The haze and mist of ‘liberalised’ and ‘globalised’ economy does not allow us to see the condition of the people who work outside the relative comfort zone of the organised sector. Sometimes, though, one may feel guilty of an unknown crime as happened with me last year. A friend of mine fumed on the Facebook that government servants are being fattened with the recommendations of the 7th pay commission while the majority of people find it hard to get an honourable job befitting their qualification. Though I defended myself and told him to look for the real reasons for the misery of the people, there was a slight sense of guilt in my heart. I get to hear stories from my close relatives who work in private companies how they are made to work for an average of 10 hours or more. How they are denied even the regular leave once a week. How they have to struggle to get leave to maintain their social relations or attend to an ailing mother or go to a family function which are essential parts of a human life with dignity. On this May Day, rather than looking at the macro picture, the reality at far away places, let me turn my gaze nearby, to the wokr place where we work and earn a comfortable salary being part of the government, organised sector.
In the name of end to license- permit raj we have moved to the other extreme of totally unregulated private sector. The first victims of this are again the labour class and others who work under a system heavily loaded in favour of the owner of the firm, company, enterprise big or small.
The situation in the government sector is also no less distressing where regular jobs are now limited just to a few core activities. It is estimated that in 2014, 44 perent (12.3 million) of the government employees worked on temporary status without any social security benefits like PF or ESI. The figure must have gone up by a few notches by now. Clearly, majority of the work in the government sector is now being run by outsourced people.
Right from the cleaners and drivers to the consultants at the top, people are being hired on a contract basis. At the lowest level, persons doing works like cleaning of the offices, peons and clerical staff, stenos, Data Entry Operators are mostly being hired through agencies which ‘supplies’ them at the ‘competitive’, lowest bidding rate. Though some provisions may exist on paper to safeguard labour laws like EPF etc., hardly any organisation cares to see if these are being properly implemented or not. Quite often, the agency supplying these workers charge a hefty cut from their meagre salaries which are mostly in the range of 10,000 to 15,000 rupees per month. The agency ‘service charge’ could be anything between Rs. 1000 to 2500. Unfortunately, this is happening almost all across the government sector.
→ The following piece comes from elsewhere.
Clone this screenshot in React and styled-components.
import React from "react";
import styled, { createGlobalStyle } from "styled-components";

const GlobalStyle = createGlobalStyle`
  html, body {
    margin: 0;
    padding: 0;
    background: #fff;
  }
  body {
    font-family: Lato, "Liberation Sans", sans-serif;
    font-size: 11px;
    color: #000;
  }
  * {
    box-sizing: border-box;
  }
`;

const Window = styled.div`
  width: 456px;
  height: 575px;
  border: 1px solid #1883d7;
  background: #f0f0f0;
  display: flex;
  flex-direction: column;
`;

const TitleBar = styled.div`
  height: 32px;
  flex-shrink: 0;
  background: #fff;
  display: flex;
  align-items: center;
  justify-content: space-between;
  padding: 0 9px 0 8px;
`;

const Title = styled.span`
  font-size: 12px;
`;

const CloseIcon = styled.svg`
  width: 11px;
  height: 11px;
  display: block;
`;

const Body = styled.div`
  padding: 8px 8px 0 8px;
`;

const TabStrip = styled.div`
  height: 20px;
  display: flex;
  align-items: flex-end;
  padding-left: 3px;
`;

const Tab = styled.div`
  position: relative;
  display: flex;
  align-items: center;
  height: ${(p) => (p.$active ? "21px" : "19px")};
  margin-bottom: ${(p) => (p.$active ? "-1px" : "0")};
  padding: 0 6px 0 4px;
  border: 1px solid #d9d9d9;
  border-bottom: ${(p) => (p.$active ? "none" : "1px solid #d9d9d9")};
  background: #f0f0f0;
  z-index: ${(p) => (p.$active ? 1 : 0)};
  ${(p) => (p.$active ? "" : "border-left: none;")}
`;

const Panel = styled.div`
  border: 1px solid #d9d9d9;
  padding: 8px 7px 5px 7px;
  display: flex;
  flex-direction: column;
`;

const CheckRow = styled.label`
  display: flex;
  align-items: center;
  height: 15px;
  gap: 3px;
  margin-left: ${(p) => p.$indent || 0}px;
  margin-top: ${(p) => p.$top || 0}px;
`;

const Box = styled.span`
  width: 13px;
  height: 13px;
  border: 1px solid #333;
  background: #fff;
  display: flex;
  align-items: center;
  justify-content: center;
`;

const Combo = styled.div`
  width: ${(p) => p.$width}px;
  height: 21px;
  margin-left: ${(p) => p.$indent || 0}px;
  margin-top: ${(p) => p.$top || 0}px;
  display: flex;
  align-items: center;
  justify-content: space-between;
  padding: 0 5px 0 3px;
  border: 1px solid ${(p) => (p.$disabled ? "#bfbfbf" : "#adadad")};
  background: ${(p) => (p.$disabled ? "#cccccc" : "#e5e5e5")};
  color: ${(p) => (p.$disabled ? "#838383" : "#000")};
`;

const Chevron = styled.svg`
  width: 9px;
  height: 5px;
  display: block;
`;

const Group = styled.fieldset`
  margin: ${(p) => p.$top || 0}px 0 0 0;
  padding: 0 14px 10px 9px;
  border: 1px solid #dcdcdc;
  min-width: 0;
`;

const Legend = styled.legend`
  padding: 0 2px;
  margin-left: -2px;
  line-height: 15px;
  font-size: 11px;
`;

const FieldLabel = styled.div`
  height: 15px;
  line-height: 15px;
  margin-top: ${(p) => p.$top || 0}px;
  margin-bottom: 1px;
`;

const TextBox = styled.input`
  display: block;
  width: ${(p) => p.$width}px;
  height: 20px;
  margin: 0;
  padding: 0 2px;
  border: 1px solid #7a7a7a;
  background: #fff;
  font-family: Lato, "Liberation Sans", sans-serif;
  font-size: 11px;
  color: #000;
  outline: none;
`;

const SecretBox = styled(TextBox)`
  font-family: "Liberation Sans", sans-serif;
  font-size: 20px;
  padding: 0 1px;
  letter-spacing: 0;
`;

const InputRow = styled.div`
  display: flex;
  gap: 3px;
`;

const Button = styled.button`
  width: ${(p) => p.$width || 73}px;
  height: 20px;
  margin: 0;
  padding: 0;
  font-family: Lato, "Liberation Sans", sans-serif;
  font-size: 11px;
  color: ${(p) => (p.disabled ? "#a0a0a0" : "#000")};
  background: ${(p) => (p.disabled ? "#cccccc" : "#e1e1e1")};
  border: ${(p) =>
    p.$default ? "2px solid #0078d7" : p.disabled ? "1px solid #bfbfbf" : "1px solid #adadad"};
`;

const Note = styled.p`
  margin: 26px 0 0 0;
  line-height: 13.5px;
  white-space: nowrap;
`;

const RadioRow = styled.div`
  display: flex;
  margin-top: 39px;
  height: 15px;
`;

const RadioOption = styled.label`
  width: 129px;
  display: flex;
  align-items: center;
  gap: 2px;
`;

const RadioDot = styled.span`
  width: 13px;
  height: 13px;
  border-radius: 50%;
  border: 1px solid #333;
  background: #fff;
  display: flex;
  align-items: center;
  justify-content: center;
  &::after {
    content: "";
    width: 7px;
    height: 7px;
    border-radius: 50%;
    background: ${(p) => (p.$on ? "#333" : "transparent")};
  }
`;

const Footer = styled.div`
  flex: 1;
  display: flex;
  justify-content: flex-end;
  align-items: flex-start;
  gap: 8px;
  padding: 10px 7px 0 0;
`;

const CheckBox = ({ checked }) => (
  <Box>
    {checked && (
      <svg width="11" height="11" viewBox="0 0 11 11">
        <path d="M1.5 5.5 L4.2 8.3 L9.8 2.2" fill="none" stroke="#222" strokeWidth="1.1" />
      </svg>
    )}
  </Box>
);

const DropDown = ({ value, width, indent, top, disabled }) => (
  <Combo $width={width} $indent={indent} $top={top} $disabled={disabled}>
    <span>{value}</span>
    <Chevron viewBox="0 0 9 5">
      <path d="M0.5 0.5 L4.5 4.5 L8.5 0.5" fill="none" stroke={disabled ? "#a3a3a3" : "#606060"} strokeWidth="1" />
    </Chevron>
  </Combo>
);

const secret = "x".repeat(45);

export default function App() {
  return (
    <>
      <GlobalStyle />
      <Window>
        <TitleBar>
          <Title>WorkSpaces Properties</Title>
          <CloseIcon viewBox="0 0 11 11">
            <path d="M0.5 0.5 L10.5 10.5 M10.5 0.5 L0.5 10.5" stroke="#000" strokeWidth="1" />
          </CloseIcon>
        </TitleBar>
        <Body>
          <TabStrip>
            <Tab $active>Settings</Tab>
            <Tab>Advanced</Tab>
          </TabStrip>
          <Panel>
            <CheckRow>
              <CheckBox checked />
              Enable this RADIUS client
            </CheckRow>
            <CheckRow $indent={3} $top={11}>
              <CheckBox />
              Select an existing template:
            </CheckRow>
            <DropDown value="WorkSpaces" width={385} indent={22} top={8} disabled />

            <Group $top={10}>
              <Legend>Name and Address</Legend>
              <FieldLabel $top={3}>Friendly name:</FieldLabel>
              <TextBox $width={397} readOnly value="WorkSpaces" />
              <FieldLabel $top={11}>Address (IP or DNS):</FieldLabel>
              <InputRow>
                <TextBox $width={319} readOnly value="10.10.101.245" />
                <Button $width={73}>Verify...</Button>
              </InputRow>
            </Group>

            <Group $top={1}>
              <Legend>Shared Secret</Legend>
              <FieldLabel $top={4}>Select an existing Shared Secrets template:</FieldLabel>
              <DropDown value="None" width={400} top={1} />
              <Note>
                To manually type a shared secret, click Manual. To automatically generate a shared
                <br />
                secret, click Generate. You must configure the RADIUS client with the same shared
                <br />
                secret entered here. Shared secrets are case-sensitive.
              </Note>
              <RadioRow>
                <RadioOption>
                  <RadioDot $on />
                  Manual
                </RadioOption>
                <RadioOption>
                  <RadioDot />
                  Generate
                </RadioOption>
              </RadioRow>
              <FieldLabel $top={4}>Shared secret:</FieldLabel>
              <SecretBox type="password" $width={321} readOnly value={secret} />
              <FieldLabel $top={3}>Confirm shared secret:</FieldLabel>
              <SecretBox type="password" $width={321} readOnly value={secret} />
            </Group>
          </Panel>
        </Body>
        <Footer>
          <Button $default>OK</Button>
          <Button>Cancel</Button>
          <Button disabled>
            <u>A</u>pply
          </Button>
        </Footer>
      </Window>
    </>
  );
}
The manpower supply business or placement agency work is quite a lucrative business with government sector being its major client.
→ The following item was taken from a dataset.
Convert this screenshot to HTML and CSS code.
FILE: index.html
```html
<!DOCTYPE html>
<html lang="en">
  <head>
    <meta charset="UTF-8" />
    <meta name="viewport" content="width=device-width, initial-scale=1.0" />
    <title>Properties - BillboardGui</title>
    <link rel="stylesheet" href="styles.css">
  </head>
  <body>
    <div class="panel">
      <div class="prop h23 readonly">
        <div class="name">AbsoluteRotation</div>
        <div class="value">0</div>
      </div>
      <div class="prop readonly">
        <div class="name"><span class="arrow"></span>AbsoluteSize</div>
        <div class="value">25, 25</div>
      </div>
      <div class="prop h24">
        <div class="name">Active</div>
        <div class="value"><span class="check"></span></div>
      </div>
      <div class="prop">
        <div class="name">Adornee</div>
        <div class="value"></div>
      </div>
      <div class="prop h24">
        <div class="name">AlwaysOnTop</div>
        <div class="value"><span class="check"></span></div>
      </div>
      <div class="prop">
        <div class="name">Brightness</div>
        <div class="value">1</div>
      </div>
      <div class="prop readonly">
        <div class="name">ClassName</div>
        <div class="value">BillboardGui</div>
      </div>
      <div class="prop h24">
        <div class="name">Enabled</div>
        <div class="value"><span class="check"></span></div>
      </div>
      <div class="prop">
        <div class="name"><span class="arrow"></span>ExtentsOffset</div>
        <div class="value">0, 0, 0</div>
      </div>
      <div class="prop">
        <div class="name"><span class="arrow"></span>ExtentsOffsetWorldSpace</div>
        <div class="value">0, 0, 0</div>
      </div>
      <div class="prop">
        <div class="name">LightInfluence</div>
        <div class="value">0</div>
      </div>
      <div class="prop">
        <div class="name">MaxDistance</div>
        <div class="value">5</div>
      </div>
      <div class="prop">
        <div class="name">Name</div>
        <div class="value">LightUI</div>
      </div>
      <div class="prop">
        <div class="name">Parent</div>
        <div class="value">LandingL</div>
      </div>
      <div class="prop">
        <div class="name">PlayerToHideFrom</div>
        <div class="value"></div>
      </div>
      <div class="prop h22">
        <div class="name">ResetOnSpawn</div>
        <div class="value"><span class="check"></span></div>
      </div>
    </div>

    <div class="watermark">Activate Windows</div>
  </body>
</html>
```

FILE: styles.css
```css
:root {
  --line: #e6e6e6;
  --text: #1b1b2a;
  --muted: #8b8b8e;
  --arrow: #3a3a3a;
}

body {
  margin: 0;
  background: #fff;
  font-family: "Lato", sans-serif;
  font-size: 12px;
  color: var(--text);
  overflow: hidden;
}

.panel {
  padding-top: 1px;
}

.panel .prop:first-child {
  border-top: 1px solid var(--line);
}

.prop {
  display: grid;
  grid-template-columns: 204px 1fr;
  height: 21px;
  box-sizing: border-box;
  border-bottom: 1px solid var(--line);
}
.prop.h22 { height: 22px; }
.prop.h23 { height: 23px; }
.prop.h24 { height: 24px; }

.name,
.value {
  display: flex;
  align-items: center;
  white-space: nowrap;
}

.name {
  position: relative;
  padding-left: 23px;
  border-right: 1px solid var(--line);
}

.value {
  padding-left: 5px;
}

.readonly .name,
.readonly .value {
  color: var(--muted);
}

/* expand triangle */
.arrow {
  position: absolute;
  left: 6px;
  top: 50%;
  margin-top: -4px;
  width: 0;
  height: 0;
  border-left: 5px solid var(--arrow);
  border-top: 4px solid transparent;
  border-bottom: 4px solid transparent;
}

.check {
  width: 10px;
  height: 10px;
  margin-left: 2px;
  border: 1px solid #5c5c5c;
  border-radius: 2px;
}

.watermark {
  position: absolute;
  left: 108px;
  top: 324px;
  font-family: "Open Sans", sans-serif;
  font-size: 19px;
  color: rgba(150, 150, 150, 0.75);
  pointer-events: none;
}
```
Even at a higher level of contractual employees (technically they are not called employees but ‘engagees’ or similar fancy words to avoid getting caught in the legal issue) such as Editors or Reporters in the context of government news organisations, they are not entitled to any social security benefits like EPF, Health Insurance etc. Of course, there is a rule that exempts deduction of EPF contribution for people getting salary below a certain level but even other routine benefits are not getting to these people. Many of these people have been working for more than a decade without any substantial or real change in their working condition. In a welcome move, the government recently allowed maternity leave benefits to the contractual employees. However, most of the other non-regular employees are still out of the purview of the maternity leave benefits.
In a judgement last year, Supreme Court has said that the principle of equal pay for equal work would be applicable to all employees, including temporary ones. In its order the court said that the these employees should be given wages, at par with the minimum of the pay-scale of regularly engaged government employees, holding the same post. I don’t know how this would be implemented in the government as the entire economic basis of hiring contractual or casual employees would be defeated if they are to be paid the same wages.
The monetary part of the problem may not be so big. It is the attitude of indifference to these issues within the governmental set up which is the real culprit. Here are a few suggestions which could be adopted in the government offices to improve the working condition of the majority of the people now working as non-regular employees in various categories –
- In place of the private placement companies, the government could strengthen its erstwhile Employment Exchange in its new avatar. They could adopt proper classification for jobs and well laid out criteria for government office related jobs. People with required skills could be picked up by the government offices from this organisation.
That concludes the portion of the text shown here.